Tiramisu is an Italian dessert with coffee flavor. The original has alternating layers of ladyfinger cookies dipped into coffee. So for a low carb version, I replaced the cookies with a soft, moist and flavorful cake which is way better than the cookies.
Traditionally, mascarpone cheese is added to the cream cheese. But during this difficult time of world health crisis due to Covid-19 , I am trying to stick to pantry staples hence, this is a simplified version which still have the main elements. So I am using cream cheese only and no alcohol. However, if you do have mascarpone and alcohol such as rum, brandy, cognac or kahlua on hand, feel free to use it. If you prefer a strong coffee flavor, I suggest you use those instant coffee with strong coffee taste. Even though I provided tbe measurements for instant coffee powder but not all of them comes with the same coffee taste. Hence, I suggest you taste and adjust according to your preference.
The sweetness level of the cake is mild while the cream is sweeter so there’s a nice balance. I found that using the grainy sweeteners for the cream yields a grainy texture as the sweetener does not melt without baking. But I kinda enjoy biting into the crispy grains of the sweetener. However, you can avoid this by replacing with powdered sweetener but you need to reduce the quantity as they are a lot sweeter than the grainy ones.

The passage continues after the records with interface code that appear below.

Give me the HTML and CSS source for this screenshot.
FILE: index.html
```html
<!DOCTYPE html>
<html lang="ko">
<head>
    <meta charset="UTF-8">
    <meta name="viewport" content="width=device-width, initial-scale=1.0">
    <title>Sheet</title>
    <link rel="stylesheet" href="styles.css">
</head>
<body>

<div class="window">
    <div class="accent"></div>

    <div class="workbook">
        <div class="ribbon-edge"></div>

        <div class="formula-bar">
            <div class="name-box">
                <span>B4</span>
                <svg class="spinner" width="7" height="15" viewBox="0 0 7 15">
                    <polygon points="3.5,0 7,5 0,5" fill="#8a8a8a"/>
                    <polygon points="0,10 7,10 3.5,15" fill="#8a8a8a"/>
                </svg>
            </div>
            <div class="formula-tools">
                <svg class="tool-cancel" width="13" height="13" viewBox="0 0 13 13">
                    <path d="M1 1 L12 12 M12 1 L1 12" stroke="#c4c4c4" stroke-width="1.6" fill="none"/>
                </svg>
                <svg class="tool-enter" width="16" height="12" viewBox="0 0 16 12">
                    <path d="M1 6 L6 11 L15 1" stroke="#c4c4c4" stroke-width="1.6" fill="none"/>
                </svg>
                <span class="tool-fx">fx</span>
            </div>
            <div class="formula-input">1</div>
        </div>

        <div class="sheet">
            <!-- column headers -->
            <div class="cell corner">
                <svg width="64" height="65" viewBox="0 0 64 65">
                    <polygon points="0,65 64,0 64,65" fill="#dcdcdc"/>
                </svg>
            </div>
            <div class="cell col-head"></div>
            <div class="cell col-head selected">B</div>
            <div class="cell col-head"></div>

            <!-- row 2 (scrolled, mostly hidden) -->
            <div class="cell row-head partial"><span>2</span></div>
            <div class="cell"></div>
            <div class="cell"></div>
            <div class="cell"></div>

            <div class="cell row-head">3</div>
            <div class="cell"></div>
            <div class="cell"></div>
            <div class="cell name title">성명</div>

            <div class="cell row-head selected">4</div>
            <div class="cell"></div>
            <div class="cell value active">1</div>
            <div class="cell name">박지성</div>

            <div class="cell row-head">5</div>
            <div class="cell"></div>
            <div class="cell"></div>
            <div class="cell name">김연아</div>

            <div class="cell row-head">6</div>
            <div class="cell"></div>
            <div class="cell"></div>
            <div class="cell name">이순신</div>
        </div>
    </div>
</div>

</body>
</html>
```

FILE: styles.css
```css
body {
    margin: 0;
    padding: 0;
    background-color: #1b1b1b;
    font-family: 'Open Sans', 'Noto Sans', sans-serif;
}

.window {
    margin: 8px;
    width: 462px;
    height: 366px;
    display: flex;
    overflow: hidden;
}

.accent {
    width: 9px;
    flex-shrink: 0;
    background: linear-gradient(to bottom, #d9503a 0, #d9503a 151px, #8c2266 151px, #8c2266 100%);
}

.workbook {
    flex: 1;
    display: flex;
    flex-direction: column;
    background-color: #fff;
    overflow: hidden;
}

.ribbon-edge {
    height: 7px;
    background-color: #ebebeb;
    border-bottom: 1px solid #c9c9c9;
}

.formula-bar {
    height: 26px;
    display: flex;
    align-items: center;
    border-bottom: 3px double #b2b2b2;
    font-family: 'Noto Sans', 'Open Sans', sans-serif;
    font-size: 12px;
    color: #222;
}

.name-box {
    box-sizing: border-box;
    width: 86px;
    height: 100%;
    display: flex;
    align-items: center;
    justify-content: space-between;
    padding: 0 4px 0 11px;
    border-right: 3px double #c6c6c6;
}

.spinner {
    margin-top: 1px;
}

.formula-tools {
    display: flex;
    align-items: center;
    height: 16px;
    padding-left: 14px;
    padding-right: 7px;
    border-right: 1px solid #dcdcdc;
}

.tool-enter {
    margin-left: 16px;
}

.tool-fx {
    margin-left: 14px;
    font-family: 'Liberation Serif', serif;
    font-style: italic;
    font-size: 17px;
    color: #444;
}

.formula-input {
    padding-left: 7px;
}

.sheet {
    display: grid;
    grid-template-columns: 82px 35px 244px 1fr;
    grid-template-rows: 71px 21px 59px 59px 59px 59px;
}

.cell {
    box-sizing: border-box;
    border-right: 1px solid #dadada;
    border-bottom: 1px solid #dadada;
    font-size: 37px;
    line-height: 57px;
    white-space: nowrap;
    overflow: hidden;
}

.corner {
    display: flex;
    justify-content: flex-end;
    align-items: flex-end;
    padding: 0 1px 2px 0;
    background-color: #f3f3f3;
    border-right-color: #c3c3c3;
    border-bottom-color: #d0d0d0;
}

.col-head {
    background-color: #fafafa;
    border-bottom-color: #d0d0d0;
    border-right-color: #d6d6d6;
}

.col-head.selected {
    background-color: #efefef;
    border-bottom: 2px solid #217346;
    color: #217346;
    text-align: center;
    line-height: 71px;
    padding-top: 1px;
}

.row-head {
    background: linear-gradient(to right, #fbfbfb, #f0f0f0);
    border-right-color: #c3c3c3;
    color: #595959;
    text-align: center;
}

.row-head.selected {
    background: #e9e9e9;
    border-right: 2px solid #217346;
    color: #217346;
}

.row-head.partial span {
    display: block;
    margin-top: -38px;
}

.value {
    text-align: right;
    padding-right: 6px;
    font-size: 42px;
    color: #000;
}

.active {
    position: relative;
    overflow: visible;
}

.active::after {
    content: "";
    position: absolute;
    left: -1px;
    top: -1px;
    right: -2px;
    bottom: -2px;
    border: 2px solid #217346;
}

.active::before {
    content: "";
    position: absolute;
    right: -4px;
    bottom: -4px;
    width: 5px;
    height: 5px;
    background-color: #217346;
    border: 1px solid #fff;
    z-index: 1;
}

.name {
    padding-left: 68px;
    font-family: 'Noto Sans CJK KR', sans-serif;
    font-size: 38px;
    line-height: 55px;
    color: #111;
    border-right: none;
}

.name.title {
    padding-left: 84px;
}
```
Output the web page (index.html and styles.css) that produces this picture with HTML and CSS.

This tiramisu cheesecake can be made ahead of time. They keep well refrigerated and before eating, just let them come to room temperature and they will be nice and soft. They taste great cold too.
Total servings = 21
Net Carb = 2.8 g
Calories = 206
Total Fat = 20.2 g
Protein = 4.4 g
The full written recipe can be printed by clicking the link below;
Coconut flour = 90 g / 3/4 cup
Baking powder = 3 tsp
Baking soda = 1 tsp
Salt = 1 tsp
Erythritol = 120 g / 5/8 cup (or any keto sweetener to taste)
Cocoa powder (unsweetened) = 35 g / 1/3 cup
Instant Coffee powder = 15 g / 3 tbsp. (Dissolve with 2 to 3 tbsp. hot water)
Eggs = 6 large or 7 medium
Whipping cream = 315 ml / 1 1/3 cups
Melted butter = 100 ml / 1/2 cup
Cream cheese = 452 g / 2 blocks x 8 oz
Erythritol = 200 g / 1 cup (to avoid a grainy taste, you can replace with powdered sweetener to taste)
Instant Coffee powder = 15 g / 3 tbsp. (dissolved with 2 to 3 tbsp. hot water)
Whipping cream = 180 ml / 3/4 cup
Note: Some cocoa powder (unsweetened) for dusting
DIRECTIONS FOR CAKE
1. Pre-heat oven at 338F or 170C.
2. In a big bowl, mix all the dry ingredients until well combined. You can either use a spatula or hand held mixer.
3. Add all the wet ingredients and mix until smooth. Adjust taste accordingly.
4. Pour batter into a 12 x 12″ square pan lined with parchment paper. Spread evenly.
5. Bake at the lowest rack for about 15 to 20 minutes or until a wooden skewer comes out clean. This cake cooks pretty quickly so do not over bake it.
6. Cool the cake completely.
DIRECTIONS FOR THE CREAM
1. In a big bowl, whisk all ingredients until smooth. Set aside.
DIRECTIONS FOR ASSEMBLING CAKE
1. Cut the cake into half. Spread half the cream onto half the portion of cake. Repeat same process with the other half of cake.
2. Stack the cakes on top of each other to form a rectangular layered cake.
3. Dust the top of cake with unsweetened cocoa powder.
4. Chill the cake for 1 to 2 hours.
5. Cut into squares to enjoy.
6. This cake can be refrigerated up to 2 weeks and frozen for months.